EXERCISE INSTRUCTIONS: Set down, exactly as written, the lines from the top of the data to the line that holds "import React from 'react';", and omit the pictures.

SUPPLIED DATA:
╔══

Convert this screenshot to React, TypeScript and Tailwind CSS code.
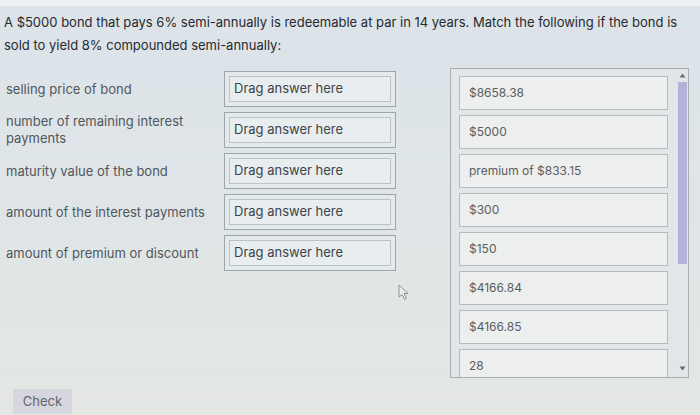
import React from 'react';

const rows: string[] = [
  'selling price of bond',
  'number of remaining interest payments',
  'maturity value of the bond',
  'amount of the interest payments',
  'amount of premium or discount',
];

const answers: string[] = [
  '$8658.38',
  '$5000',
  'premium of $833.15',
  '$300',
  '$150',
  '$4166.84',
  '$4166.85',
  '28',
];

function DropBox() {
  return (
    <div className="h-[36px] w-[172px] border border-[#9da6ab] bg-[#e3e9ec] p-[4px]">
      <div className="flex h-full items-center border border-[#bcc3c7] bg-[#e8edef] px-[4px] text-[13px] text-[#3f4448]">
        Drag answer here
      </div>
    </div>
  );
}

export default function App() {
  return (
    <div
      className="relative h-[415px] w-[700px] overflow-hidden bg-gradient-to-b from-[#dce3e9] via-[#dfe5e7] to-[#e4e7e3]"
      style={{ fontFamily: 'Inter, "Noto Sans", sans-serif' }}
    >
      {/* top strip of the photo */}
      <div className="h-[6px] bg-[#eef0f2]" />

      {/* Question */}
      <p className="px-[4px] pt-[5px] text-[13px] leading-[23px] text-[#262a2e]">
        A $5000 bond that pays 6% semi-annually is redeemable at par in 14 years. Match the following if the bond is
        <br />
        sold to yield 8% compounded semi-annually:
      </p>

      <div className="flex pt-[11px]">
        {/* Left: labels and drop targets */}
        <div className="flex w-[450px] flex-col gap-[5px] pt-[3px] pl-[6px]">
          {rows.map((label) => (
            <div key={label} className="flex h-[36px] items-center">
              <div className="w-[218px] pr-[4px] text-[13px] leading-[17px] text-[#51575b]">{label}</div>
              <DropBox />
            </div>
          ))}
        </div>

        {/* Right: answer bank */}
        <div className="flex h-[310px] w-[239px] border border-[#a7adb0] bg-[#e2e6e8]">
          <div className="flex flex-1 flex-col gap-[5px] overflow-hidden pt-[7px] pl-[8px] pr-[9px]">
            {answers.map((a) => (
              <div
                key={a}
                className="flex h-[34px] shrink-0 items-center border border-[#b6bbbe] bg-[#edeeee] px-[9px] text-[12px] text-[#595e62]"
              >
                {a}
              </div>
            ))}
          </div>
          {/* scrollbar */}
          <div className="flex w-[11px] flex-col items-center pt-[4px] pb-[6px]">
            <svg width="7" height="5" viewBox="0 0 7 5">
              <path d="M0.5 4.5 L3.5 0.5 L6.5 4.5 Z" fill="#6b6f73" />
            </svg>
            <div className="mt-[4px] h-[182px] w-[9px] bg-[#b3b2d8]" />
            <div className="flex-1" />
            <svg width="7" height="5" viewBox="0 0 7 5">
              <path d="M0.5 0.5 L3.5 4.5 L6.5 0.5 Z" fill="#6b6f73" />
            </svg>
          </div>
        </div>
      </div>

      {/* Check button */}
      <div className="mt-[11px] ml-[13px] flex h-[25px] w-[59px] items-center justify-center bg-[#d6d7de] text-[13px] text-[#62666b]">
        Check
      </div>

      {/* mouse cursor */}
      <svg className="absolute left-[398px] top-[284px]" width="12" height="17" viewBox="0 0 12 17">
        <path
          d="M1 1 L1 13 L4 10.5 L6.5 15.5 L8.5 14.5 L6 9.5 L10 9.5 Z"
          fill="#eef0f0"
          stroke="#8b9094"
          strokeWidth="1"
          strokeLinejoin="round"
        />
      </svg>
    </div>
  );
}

╚══

EXERCISE ANSWER:
Convert this screenshot to React, TypeScript and Tailwind CSS code.
import React from 'react';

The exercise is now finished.